Il est significatif d'observer que l'évolution récente de l'État démocratique culmine dans l'installation de juridictions constitutionnelles et la consolidation de leur rôle39(*). La cour suprême aux États-Unis, ou le conseil constitutionnel en France ou dans certains pays africains où le processus de démocratisation est effectif, montrent que l'instauration de la démocratie semble reposer autant, sinon plus, sur la compétence des spécialistes que sur le consentement des citoyens. Le triomphe de l'institution de la magistrature, avec la hiérarchie de ses juridictions, manifeste bien l'emprise du phénomène de l'institution sur l'État démocratique. L'institution n'est pas seulement nécessaire au fonctionnement de l'État démocratique. La démocratie, du moins telle qu'elle apparaît à l'opinion contemporaine, est le régime des institutions. Nulle part ailleurs la suprématie de l'institution n'est aussi forte que dans l'État démocratique. L'État de droit qu'est le régime démocratique est l'État du droit, l'État des juridictions et, en définitive, des institutions.

I.1.4 - L'Etat de droit

Pour Eric Weil, l'Etat de droit est ce qu'il appelle du le terme allemand de Rechtsstaat. Il s'agit pour lui d'un Etat qui voit l'essentiel non pas dans le monopole de la violence, mais plutôt dans le fait que l'action de l'Etat, de même que celle de tout citoyen soit réglée par les lois40(*).Cela démontre que l'Etat apparaît sous forme rationnelle aux yeux de tous les citoyens, comme ce cadre des lois qui règle tous leurs rapports entre eux, avec la société et avec l'Etat pour autant que ces relations peuvent donner lieu à l'emploi de la violence41(*). La loi est souveraine. Elle est, comme le souligne Eric Weil lui-même

 la forme dans laquelle l'Etat existe en se pensant... C'est à elle de donner la forme de la conscience aux buts derniers de la communauté et puisque la vie consciente de la communauté, capable de transformer tout donné, s'exprime en elle. 42(*)
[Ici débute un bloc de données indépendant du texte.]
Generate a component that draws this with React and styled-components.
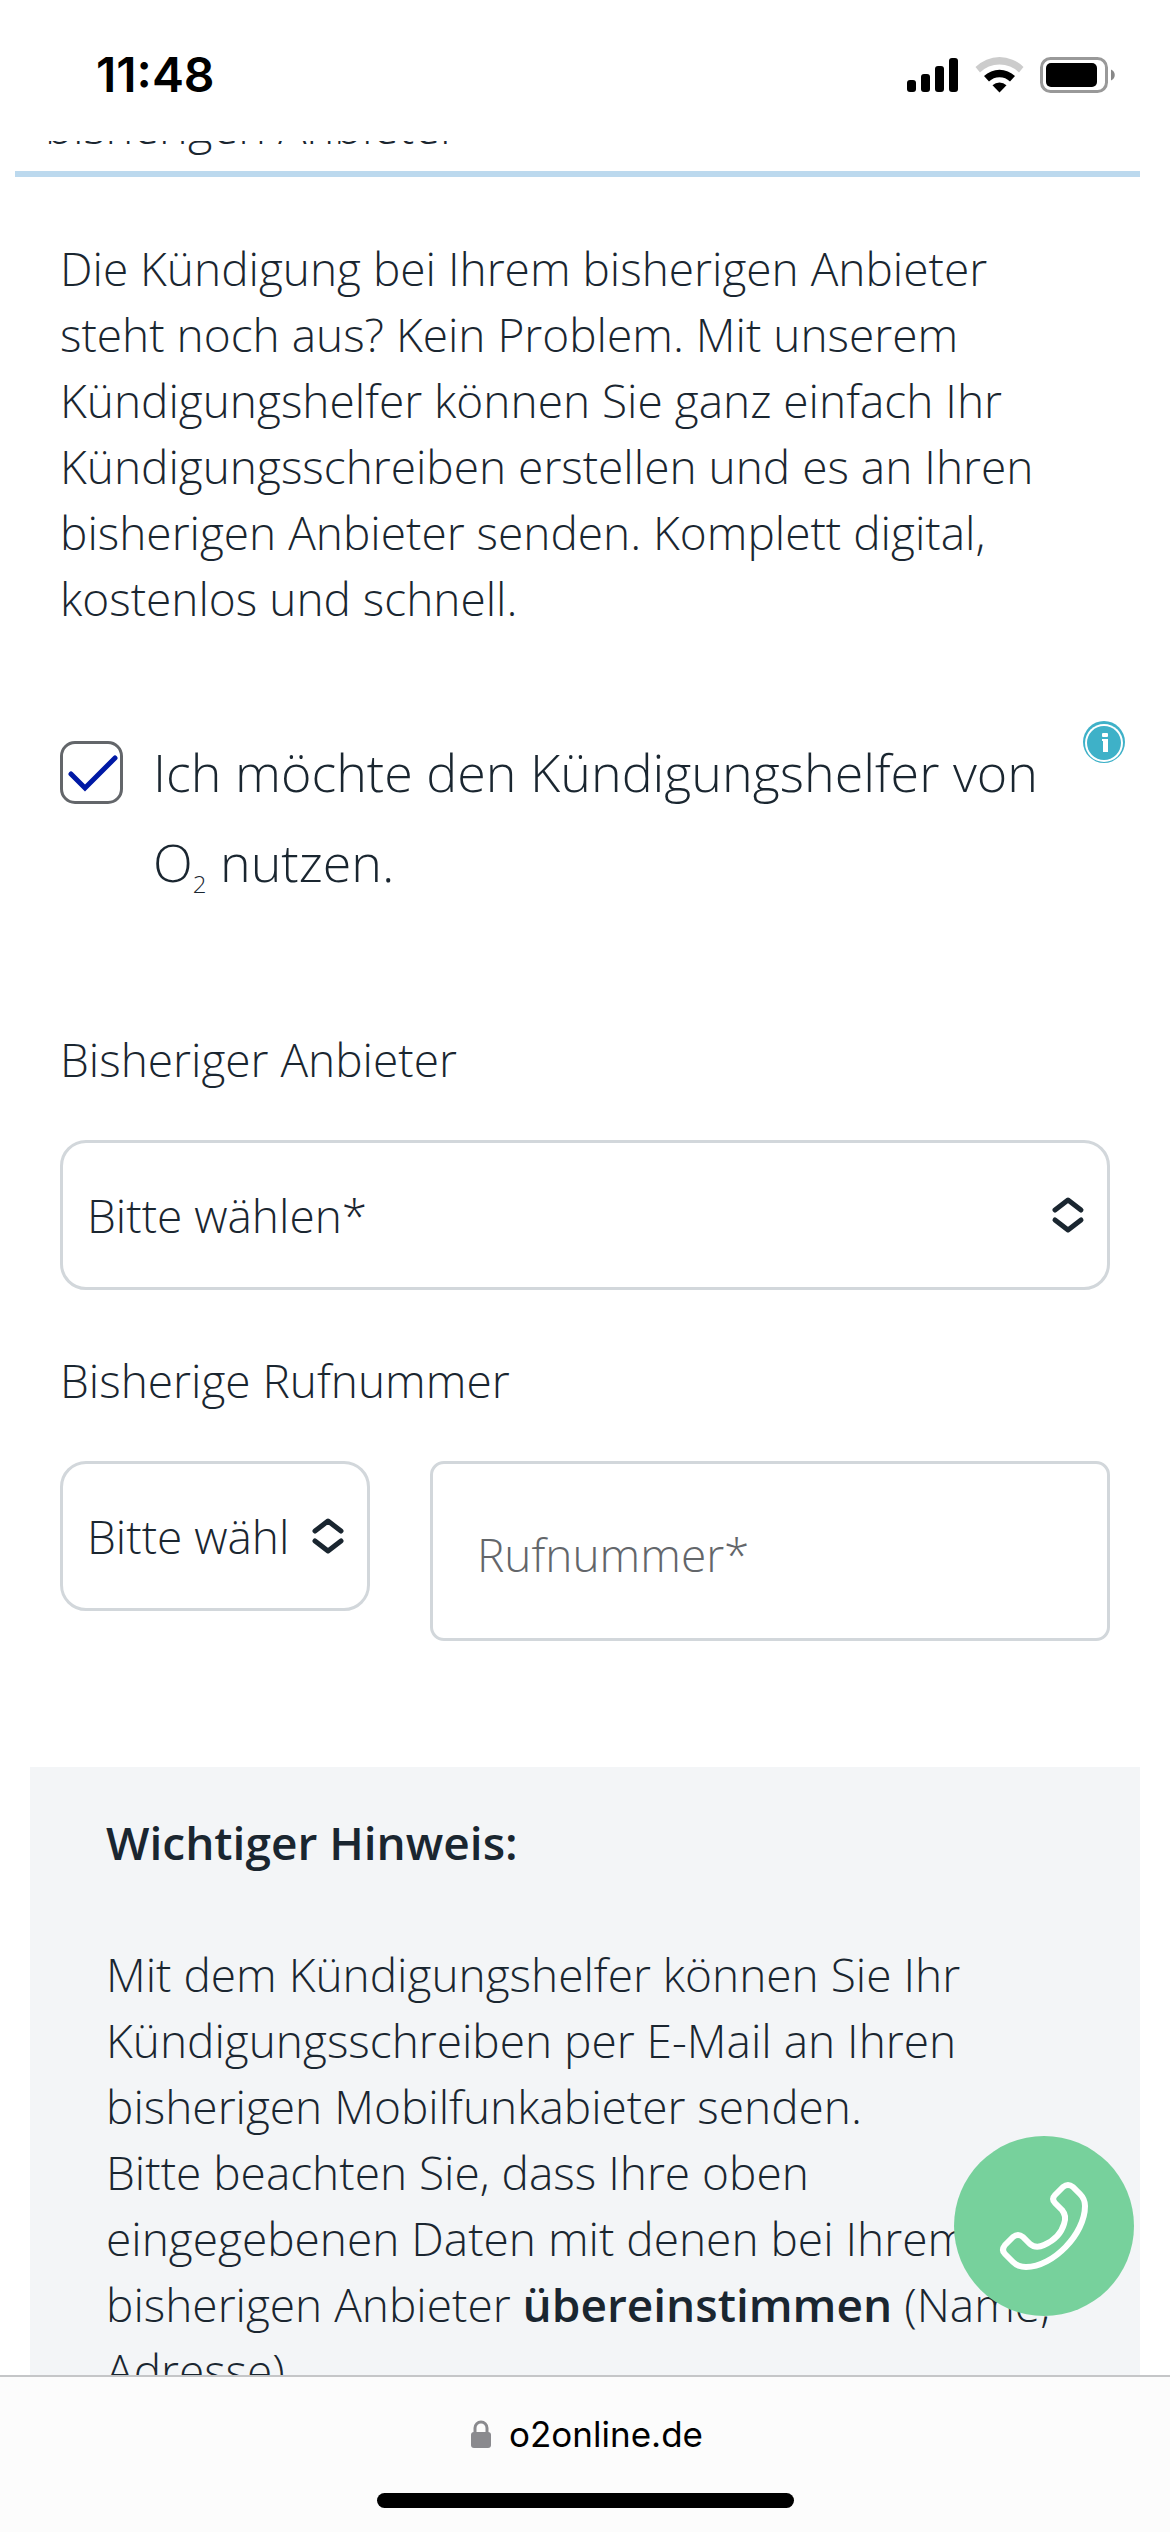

La loi est loi pour tous les citoyens et tous les citoyens sont égaux devant elle. Cela suppose donc que ce n'est pas l'existence de lois formellement universelles qui donnent à un Etat le qualificatif de démocratique, mais plutôt le fait que les lois sont respectées d'une part, et d'autre part, le fait que les lois existantes ne sauraient être modifiées sans le consentement des citoyens donné dans des formes prescrites par la loi fondamentale. Partant de cette analyse d'Eric Weil, nous pouvons affirmer avec conviction que l'Etat de droit est l'Etat qui respecte les canons du droit, c'est-à-dire n'agit pas contre la loi (nihil contra legem). Il agit toujours en fonction d'un texte juridique (omnia secundum legem). L'Etat de droit respecte une hiérarchie des normes, c'est-à-dire la constitutionnalisation de l'organisation juridique. Cette idée suppose qu'il y a une pyramide de droits dont les plus fondamentaux sont les plus contraignants (on peut donc remettre en cause une loi plus faible au nom d'une loi plus forte). Une telle idée émane du positivisme juridique pour lequel le droit est un système abstrait de règles dotées de force logique. Cette hiérarchie est, en cas de conflit, déterminée par un tribunal adéquat (juridiction constitutionnelle)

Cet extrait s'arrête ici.